O dispositivo — incluído pela Emenda Constitucional 20/1998, posterior à
instituição das pensões— veda a acumulação de aposentadorias quando os cargos
sejam inacumuláveis na atividade.
A questão foi levada ao Supremo Tribunal Federal, em Mandado de
Segurança impetrado contra o ato do TCU. A pensionista foi representada pelo
constitucionalista Luís Roberto Barroso, que atuou voluntariamente por estar
convencido da injustiça praticada.
Segundo o advogado, havia muitas teses convencionais para sustentar a
invalidade da decisão tomada pelo TCU. Mais importante do que isso, porém,
seria preservar o caráter compensatório da segunda pensão. Na prática, a
carreira do cientista foi arbitrariamente cindida em dois períodos, de modo que
a cumulação de proventos proporcionais —e, posteriormente, das pensões
correspondentes — foi a forma encontrada para reparar, ainda que parcialmente,
a violência por ele sofrida.
Essa tese moral foi convertida em argumento jurídico por meio de uma
interpretação teleológica do sistema constitucional em seu conjunto e, em
especial, do artigo 8º do ADCT, que constitucionalizou a anistia e previu o
dever do Estado de compensar as vítimas dos atos de perseguição política
praticados durante o regime militar.
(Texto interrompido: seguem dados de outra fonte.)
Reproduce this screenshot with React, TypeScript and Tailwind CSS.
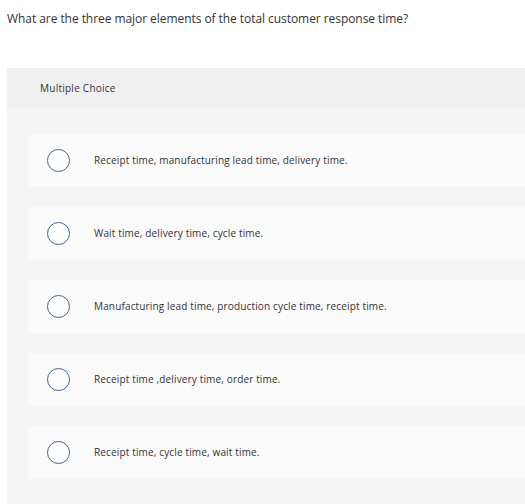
import React from "react";

const options = [
  "Receipt time, manufacturing lead time, delivery time.",
  "Wait time, delivery time, cycle time.",
  "Manufacturing lead time, production cycle time, receipt time.",
  "Receipt time ,delivery time, order time.",
  "Receipt time, cycle time, wait time.",
];

export default function App() {
  return (
    <div
      className="w-[525px] h-[504px] overflow-hidden bg-white text-[#333333]"
      style={{ fontFamily: '"Open Sans", "Liberation Sans", Arial, sans-serif' }}
    >
      <div className="pl-[7px] pt-[10px] h-[68px] text-[12px] leading-[17px] tracking-[-0.06px]">
        What are the three major elements of the total customer response time?
      </div>
      <div className="ml-[7px] bg-[#f5f5f5] h-[460px]">
        <div className="h-[40px] bg-[#f0f0f0] flex items-center pl-[33px] text-[10px] tracking-[0.25px]">
          Multiple Choice
        </div>
        <div className="pl-[21px] pt-[26px] flex flex-col gap-[20px]">
          {options.map((o) => (
            <div
              key={o}
              className="h-[53px] bg-[#fafafa] rounded-l-[3px] flex items-center"
            >
              <div className="ml-[19px] w-[23px] h-[23px] rounded-full border-[1.5px] border-[#3a6591] bg-white shrink-0" />
              <div className="ml-[24px] text-[10px] leading-[13px] tracking-[0.15px]">{o}</div>
            </div>
          ))}
        </div>
      </div>
    </div>
  );
}
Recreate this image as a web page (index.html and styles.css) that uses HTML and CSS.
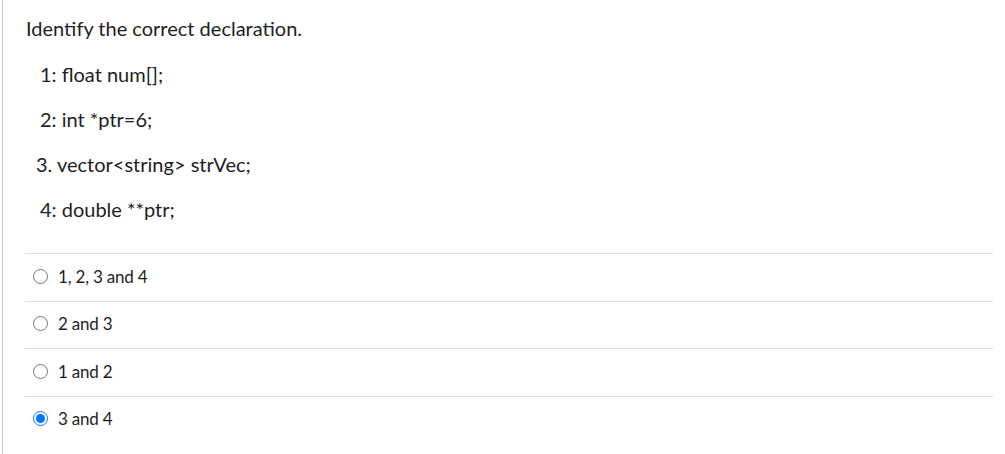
FILE: index.html
```html
<!DOCTYPE html>
<html>
<head>
<meta charset="utf-8">
<link rel="stylesheet" href="styles.css">
</head>
<body>
<div class="question">
  <div class="qtext">
    <p class="title">Identify the correct declaration.</p>
    <p class="code">1: float num[];</p>
    <p class="code">2: int *ptr=6;</p>
    <p class="code code-alt">3. vector&lt;string&gt; strVec;</p>
    <p class="code">4: double **ptr;</p>
  </div>
  <div class="answers">
    <label class="option"><input type="radio" name="a"><span>1, 2, 3 and 4</span></label>
    <label class="option"><input type="radio" name="a"><span>2 and 3</span></label>
    <label class="option"><input type="radio" name="a"><span>1 and 2</span></label>
    <label class="option"><input type="radio" name="a" checked><span>3 and 4</span></label>
  </div>
</div>
</body>
</html>
```
FILE: styles.css
```css
html, body {
  margin: 0;
  padding: 0;
  background: #fff;
}
body {
  font-family: Lato, "Liberation Sans", sans-serif;
  color: #1e1e1e;
  width: 1005px;
  height: 454px;
  overflow: hidden;
}
.question {
  margin-left: 2px;
  border-left: 1px solid #c9c9c9;
  padding: 14px 12px 0 22px;
  height: 454px;
  box-sizing: border-box;
}
.qtext p {
  margin: 0;
}
.title {
  font-size: 20px;
  line-height: 28px;
  padding-left: 1px;
}
.code {
  font-size: 20px;
  line-height: 24px;
  margin-top: 21px !important;
  padding-left: 15px;
}
.qtext .title + .code {
  margin-top: 20px !important;
}
.code-alt {
  padding-left: 11px;
}
.answers {
  margin-top: 32px;
}
.option {
  display: flex;
  align-items: center;
  gap: 10px;
  height: 47.5px;
  box-sizing: border-box;
  border-top: 1px solid #dedede;
  padding-left: 8px;
  padding-bottom: 2px;
  font-size: 17px;
  letter-spacing: -0.2px;
}
.option input {
  width: 15px;
  height: 15px;
  margin: 0;
  accent-color: #0075ff;
}
```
Nas palavras do advogado: “Além de
determinar a reparação das injustiças causadas, tais dispositivos tornam nulo
qualquer ato do Poder Público que pretenda extrair novas consequências
negativas dos atos de perseguição. Essa é uma forma elementar de eficácia
negativa, sem a qual se estaria admitindo que o Estado atue deliberadamente no
sentido oposto ao que a Constituição exige”.
Barroso afirmou na tribuna: “Ao voltar para o Brasil, Haity Moussatche,
fiel às suas convicções e desprendido de bens materiais, jamais pediu
formalmente a sua reintegração, promoções ou mesmo qualquer indenização.
Aceitou de bom grado, juntamente com os demais cientistas, a reparação que lhe
oferecia o governo brasileiro. Reparação mais modesta à que faria jus, mas com
a qual estava satisfeito. Especialmente pelo desagravo que foi feito aos
cientistas, em cerimônia no Instituto Oswaldo Cruz, presidida pelo então
ministro da Ciência e Tecnologia, Renato Archer”.
O argumento foi acolhido por todos os ministros que compõem a 1ª Turma
do STF. O relator, ministro Marco Aurélio, já havia concedido medida liminar
para restabelecer, de imediato, o pagamento da pensão suspensa. Na sessão de
julgamento, após relatar a excepcionalidade das circunstâncias fáticas, o
ministro reiterou sua convicção de que, como regra, o magistrado deve construir
a solução justa para o caso concreto e então buscar, na ordem jurídica, os
fundamentos técnicos que lhe dêem suporte. Ainda na visão do relator, o caso da
pensionista constituiria uma das hipóteses felizes em que a solução justa salta
aos olhos e encontra amplo amparo no Direito.